A nível internacional, afirmamos o direito do povo de Myanmar ao governo que escolheram. O Senado francês e outros parlamentos já determinaram que somos o governo legítimo, porque temos a autoridade das eleições de 2020 e o consentimento do povo.

O atual Consenso de Cinco Pontos da ASEAN falhou. A comunidade internacional precisa de uma estratégia mais eficaz para ajudar Mianmar - e restaurar o governo civil.

Isto deve começar com um plano mais eficaz de prestação de assistência humanitária. Os esforços para prestar ajuda fracassarão se os doadores permitirem aos militares um veto sobre a forma como esta é prestada --- Min Aung Hlaing e os seus capangas não se preocupam com o sofrimento do povo. Mesmo nos últimos dias, eles têm visado o fornecimento de alimentos de modo a matar o nosso povo à fome.

Deixaram claro que querem um controlo total sobre a ajuda humanitária como forma de ganhar legitimidade e alavancar a sua estratégia.

Nós, no Governo de Unidade Nacional, estamos prontos a permitir que as agências humanitárias alcancem os mais necessitados. Mianmar tem uma sociedade civil resistente que está a realizar um trabalho incrível para servir as suas comunidades. A ajuda humanitária pode e deve ser prestada enquanto se presta contas ao povo de Mianmar.

Finalmente, temos de responsabilizar Min Aung Hlaing e os seus capangas pelos crimes que cometeram. As crianças assassinadas, as pessoas levadas e torturadas na prisão, os aldeões forçados a ver as suas colheitas destruídas - as vítimas têm direito à justiça, e esta não lhes será negada.
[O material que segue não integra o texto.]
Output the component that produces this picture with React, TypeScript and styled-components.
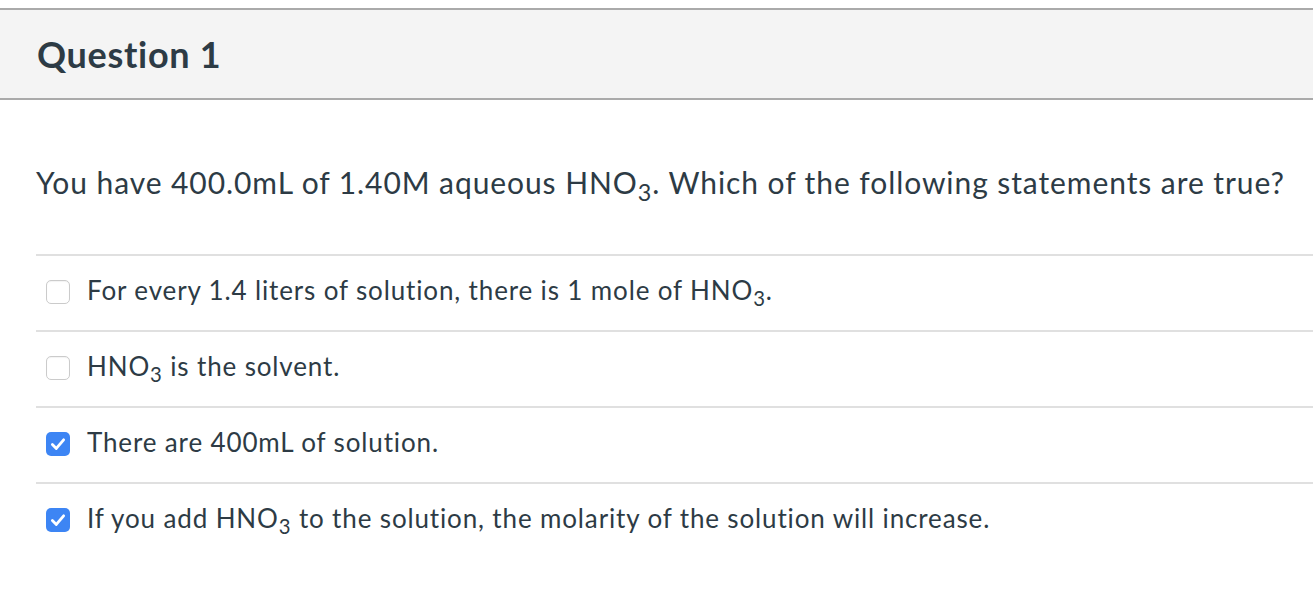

Assistimos à reação internacional à invasão russa da Ucrânia. Essa reação dá-me esperança. Não queremos viver num mundo onde tais crimes possam ser cometidos com impunidade. As pessoas acreditam que a Ucrânia pode e deve ser livre.

O meu país, o seu povo e os meus amigos - Zeyar Thaw e Ko Jimmy, prestes a ser assassinado - estão à espera que o mundo acredite que Myanmar também pode ser livre.